● PROBLEM DESCRIPTION: Within the material below, find each line bearing the word "that" and present it.

● DATA ROWS:
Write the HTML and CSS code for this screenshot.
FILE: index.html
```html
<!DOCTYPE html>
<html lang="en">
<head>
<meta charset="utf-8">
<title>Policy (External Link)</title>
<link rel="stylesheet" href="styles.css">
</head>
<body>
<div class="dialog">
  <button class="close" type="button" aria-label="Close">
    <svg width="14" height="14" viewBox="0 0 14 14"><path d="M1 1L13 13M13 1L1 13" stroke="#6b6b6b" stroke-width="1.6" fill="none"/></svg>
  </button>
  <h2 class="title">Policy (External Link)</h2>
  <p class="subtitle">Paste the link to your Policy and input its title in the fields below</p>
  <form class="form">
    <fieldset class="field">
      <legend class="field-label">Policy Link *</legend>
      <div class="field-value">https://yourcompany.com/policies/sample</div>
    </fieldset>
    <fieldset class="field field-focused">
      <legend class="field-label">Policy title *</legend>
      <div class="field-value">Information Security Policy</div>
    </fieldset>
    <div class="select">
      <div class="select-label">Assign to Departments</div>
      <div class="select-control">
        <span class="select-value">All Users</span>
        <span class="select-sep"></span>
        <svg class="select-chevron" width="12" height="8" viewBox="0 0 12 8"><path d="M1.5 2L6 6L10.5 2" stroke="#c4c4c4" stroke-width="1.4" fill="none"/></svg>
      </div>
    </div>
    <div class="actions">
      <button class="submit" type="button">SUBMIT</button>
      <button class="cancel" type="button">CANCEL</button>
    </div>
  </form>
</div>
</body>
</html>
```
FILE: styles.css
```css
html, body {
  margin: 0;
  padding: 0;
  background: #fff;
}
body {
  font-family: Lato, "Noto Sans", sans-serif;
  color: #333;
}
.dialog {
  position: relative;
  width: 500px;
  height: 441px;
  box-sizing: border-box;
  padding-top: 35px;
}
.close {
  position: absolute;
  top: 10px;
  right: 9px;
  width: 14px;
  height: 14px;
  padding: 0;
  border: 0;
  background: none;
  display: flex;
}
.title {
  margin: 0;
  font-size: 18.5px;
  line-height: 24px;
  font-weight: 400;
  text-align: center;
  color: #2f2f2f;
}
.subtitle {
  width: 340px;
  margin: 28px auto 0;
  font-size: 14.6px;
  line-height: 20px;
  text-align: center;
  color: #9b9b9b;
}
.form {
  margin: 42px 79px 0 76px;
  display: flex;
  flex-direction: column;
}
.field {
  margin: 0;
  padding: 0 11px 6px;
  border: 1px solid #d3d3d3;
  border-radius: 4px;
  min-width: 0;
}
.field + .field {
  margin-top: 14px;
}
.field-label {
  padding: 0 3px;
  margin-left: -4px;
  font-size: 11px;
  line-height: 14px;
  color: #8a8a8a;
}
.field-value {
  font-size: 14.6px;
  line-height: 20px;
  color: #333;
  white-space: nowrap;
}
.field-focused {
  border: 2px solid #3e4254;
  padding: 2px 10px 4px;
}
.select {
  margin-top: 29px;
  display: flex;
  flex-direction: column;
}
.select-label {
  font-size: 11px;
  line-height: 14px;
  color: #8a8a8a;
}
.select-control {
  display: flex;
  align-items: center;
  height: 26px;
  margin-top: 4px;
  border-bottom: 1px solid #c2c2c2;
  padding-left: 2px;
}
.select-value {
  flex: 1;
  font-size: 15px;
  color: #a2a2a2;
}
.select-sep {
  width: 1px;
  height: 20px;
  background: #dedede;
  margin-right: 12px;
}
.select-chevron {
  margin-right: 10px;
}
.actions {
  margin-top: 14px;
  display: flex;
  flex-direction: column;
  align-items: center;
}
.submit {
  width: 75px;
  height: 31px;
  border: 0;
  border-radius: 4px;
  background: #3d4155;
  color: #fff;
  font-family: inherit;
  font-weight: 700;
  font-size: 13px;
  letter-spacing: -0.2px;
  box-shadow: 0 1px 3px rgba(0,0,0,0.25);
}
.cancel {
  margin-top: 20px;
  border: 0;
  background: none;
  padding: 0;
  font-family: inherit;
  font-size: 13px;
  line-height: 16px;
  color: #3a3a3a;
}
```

...

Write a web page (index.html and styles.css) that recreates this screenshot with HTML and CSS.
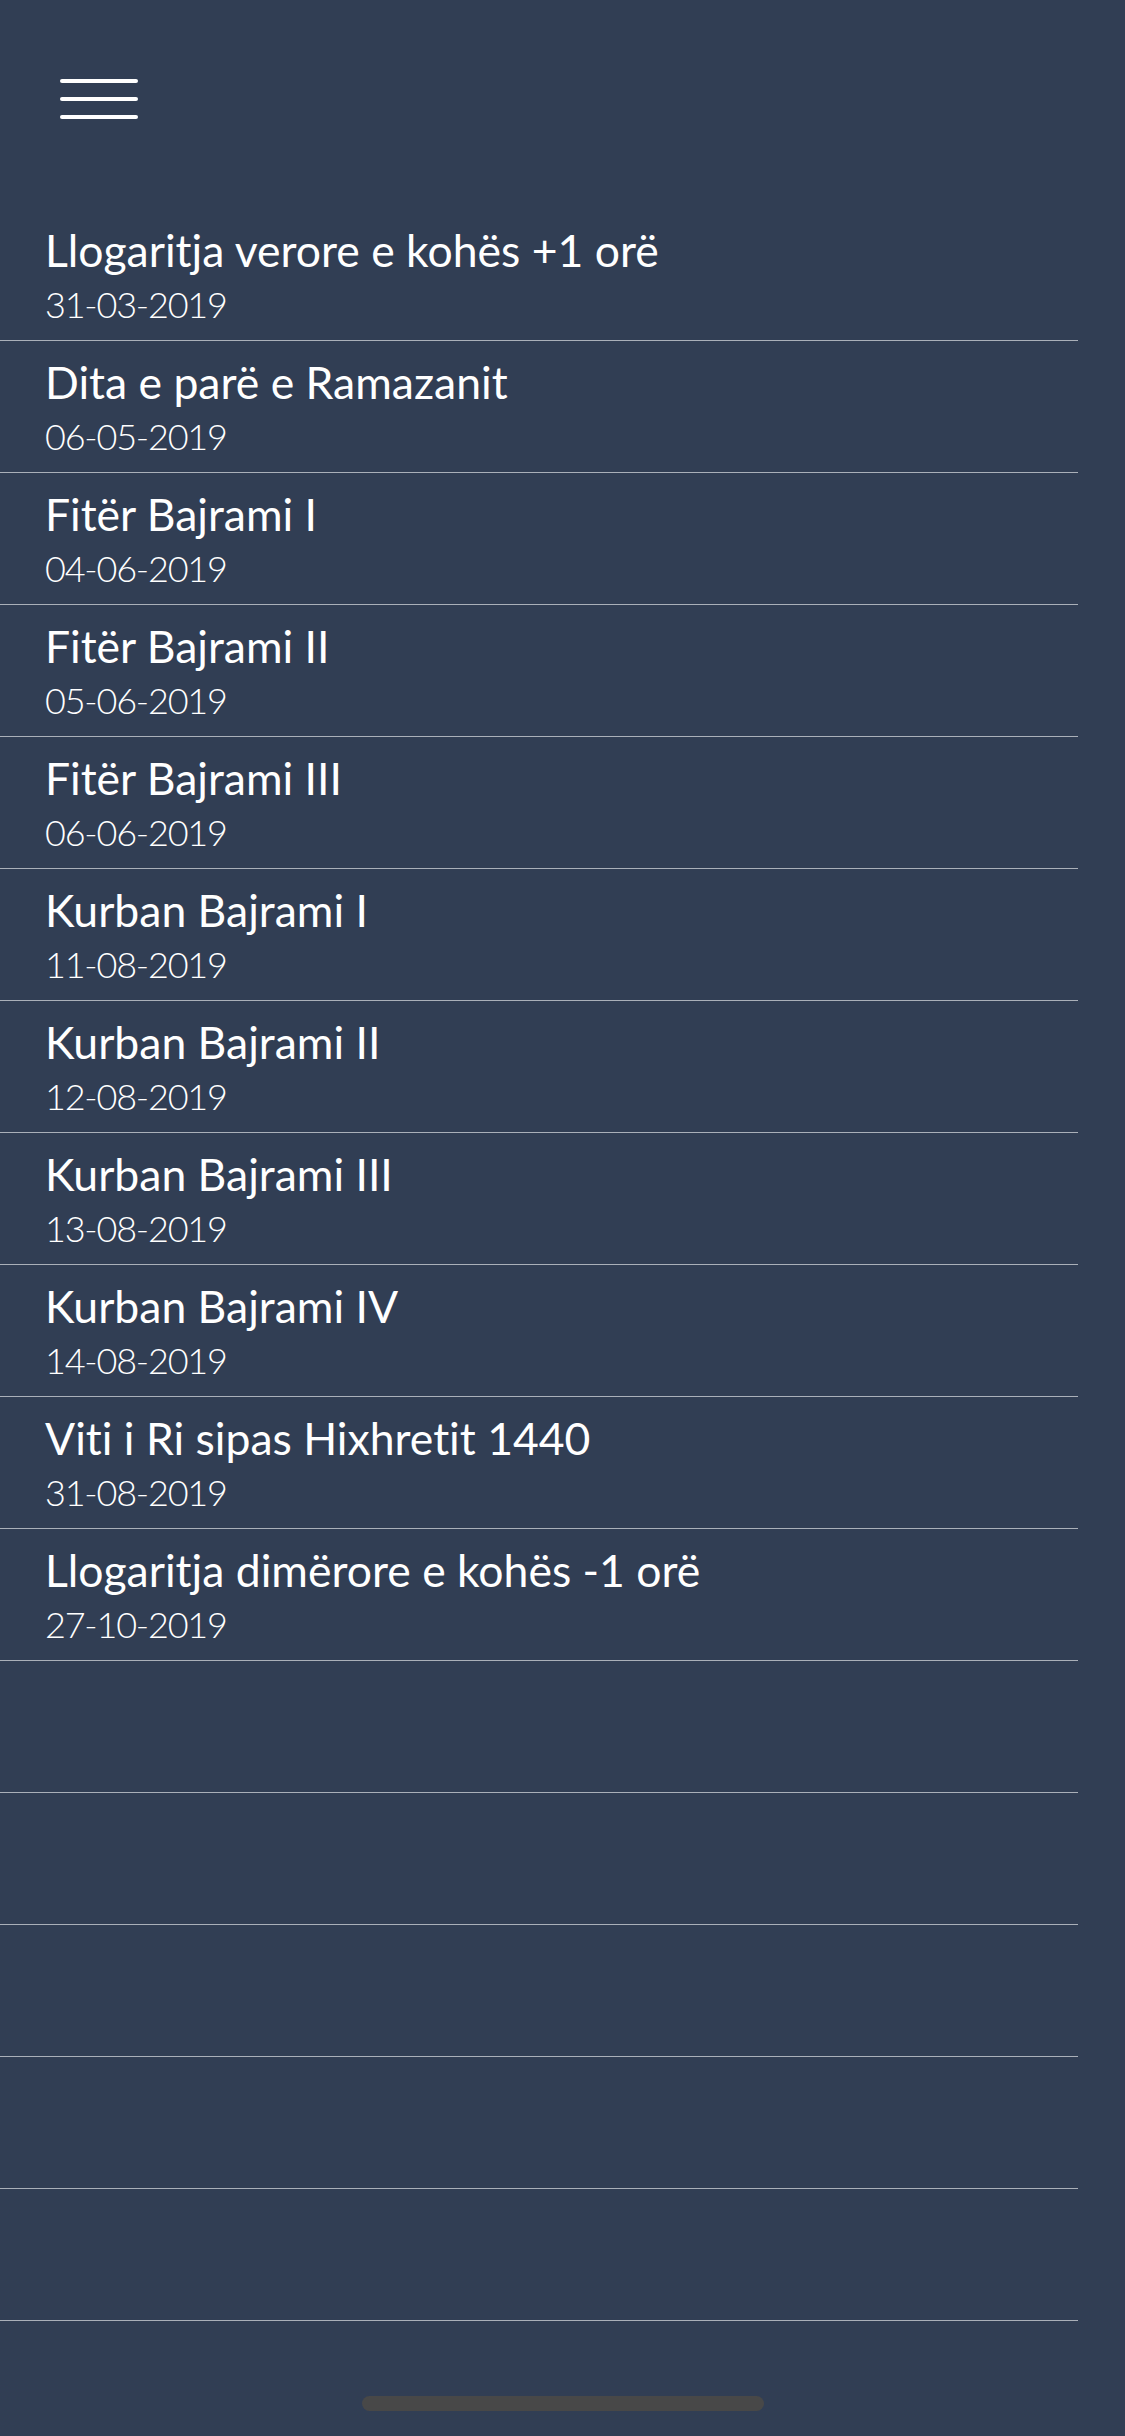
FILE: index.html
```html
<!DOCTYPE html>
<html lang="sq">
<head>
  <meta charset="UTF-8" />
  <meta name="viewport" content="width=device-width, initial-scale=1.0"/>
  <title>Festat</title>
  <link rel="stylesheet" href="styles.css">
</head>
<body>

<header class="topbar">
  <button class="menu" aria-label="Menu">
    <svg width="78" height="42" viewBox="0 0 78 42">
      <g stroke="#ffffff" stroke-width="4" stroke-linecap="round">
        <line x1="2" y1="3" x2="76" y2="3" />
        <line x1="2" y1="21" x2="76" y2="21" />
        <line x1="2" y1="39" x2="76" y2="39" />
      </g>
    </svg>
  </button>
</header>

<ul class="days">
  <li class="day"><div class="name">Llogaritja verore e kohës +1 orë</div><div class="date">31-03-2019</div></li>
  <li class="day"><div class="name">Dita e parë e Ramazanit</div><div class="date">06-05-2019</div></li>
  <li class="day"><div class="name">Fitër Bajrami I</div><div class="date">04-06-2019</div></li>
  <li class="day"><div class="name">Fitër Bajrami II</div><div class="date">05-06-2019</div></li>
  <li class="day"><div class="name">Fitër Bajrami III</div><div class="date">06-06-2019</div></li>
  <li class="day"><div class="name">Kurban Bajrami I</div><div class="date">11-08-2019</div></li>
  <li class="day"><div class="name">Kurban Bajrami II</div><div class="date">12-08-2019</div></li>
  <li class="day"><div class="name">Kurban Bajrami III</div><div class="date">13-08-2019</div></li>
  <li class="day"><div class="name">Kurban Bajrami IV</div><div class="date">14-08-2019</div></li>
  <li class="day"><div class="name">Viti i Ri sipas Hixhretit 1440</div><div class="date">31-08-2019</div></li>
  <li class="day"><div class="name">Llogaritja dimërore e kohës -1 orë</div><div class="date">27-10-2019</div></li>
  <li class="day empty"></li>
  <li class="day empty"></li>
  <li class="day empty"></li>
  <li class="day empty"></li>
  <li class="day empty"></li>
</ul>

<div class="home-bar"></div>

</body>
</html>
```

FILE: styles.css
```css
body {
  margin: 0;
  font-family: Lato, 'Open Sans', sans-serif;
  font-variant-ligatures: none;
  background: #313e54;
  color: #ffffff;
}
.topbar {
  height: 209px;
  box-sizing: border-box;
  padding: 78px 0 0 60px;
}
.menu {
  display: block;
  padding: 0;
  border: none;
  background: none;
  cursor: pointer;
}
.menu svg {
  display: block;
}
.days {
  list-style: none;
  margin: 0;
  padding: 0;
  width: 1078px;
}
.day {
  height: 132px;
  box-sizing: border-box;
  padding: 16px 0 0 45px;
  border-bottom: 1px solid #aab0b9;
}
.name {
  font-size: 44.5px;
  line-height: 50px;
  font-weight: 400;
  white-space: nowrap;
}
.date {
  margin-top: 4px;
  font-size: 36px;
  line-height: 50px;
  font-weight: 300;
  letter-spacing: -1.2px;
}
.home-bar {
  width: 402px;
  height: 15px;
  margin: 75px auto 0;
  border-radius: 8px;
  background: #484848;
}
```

* * *

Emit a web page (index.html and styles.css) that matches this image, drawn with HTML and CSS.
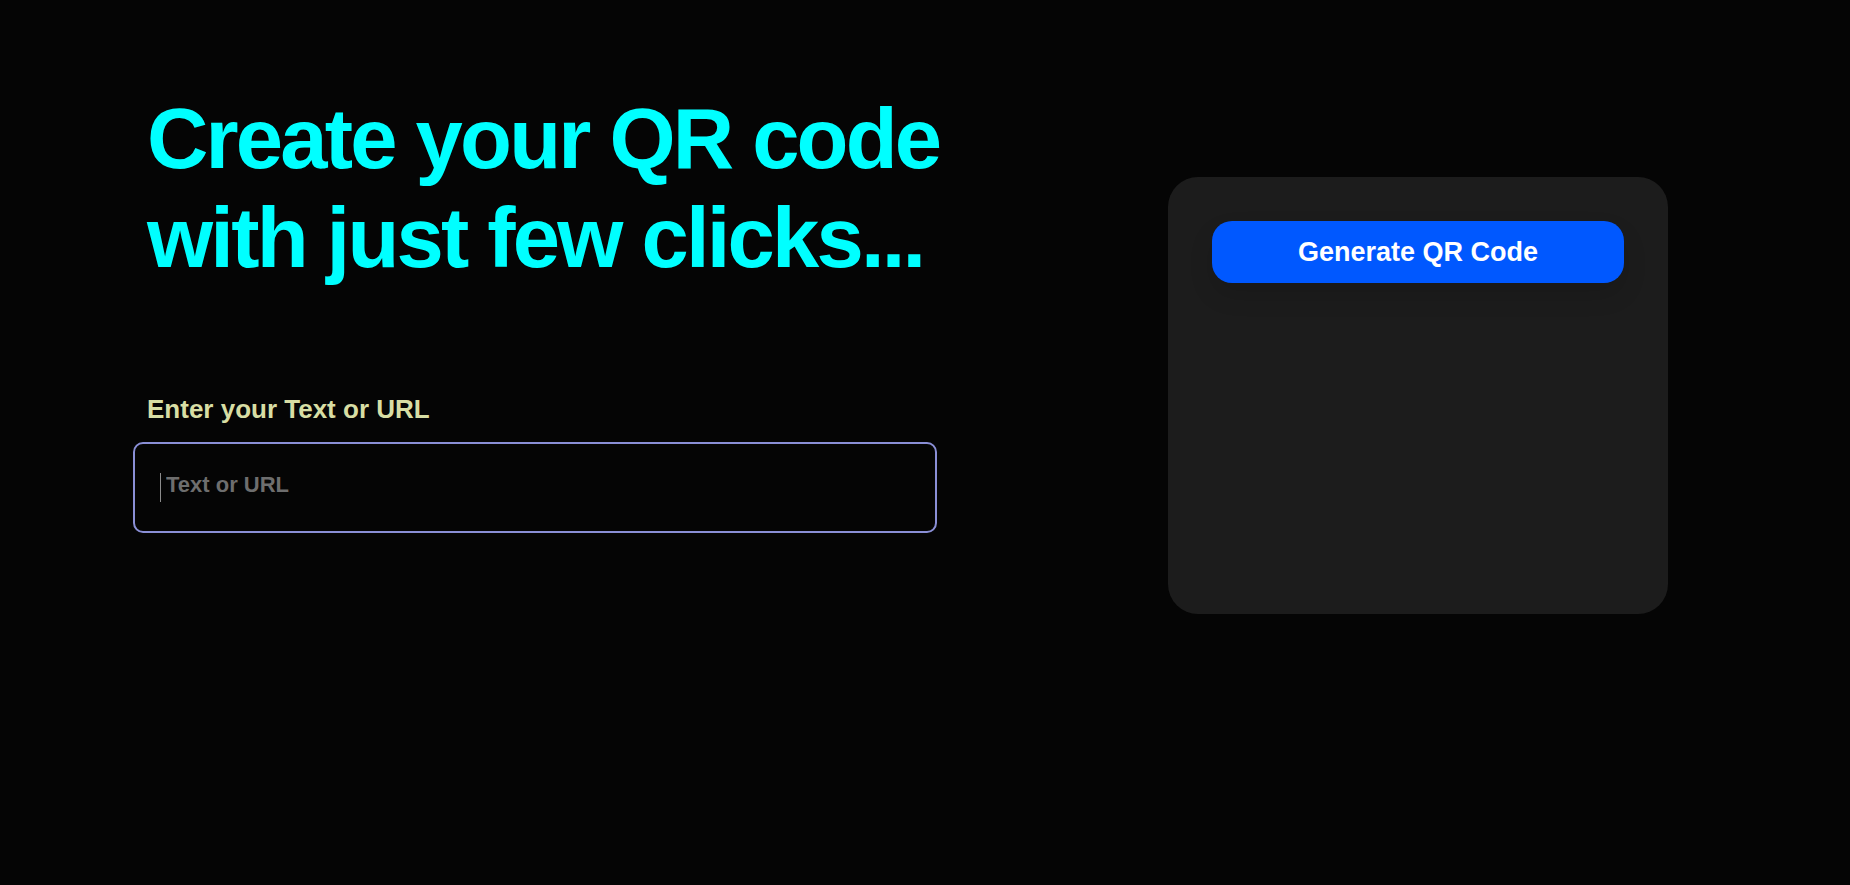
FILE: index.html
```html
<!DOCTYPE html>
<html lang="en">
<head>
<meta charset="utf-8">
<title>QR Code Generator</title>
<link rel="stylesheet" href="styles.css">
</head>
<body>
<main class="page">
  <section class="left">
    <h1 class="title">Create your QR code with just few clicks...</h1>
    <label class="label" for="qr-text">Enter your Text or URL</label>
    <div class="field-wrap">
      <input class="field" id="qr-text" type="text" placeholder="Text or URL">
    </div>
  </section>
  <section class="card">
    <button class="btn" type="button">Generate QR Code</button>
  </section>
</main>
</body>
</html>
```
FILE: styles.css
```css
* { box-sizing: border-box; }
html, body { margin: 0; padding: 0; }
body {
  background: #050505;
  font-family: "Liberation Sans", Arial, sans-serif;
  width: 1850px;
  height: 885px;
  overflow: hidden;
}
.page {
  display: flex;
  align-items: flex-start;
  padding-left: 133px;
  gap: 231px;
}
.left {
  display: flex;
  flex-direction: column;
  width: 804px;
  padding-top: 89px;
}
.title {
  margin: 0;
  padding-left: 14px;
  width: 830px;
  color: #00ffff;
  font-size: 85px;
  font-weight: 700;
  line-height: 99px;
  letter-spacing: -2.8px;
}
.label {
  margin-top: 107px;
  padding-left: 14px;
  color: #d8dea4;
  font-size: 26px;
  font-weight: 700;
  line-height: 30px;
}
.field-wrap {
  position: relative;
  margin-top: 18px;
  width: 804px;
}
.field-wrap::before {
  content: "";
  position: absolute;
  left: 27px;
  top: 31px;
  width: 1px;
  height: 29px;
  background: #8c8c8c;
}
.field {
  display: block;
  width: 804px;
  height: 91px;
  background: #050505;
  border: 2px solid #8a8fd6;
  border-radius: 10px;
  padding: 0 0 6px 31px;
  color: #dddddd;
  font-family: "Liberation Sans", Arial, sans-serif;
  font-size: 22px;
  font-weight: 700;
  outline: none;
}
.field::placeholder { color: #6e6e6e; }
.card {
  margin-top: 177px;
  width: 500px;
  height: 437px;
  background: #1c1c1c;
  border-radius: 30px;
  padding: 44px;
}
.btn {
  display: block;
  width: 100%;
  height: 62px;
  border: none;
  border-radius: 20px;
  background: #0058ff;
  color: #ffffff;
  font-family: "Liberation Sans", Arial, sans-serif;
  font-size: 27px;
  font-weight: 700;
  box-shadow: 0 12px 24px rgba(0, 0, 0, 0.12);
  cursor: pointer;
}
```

● SOLUTION TO THE EXERCISE:
Write a web page (index.html and styles.css) that recreates this screenshot with HTML and CSS.
Emit a web page (index.html and styles.css) that matches this image, drawn with HTML and CSS.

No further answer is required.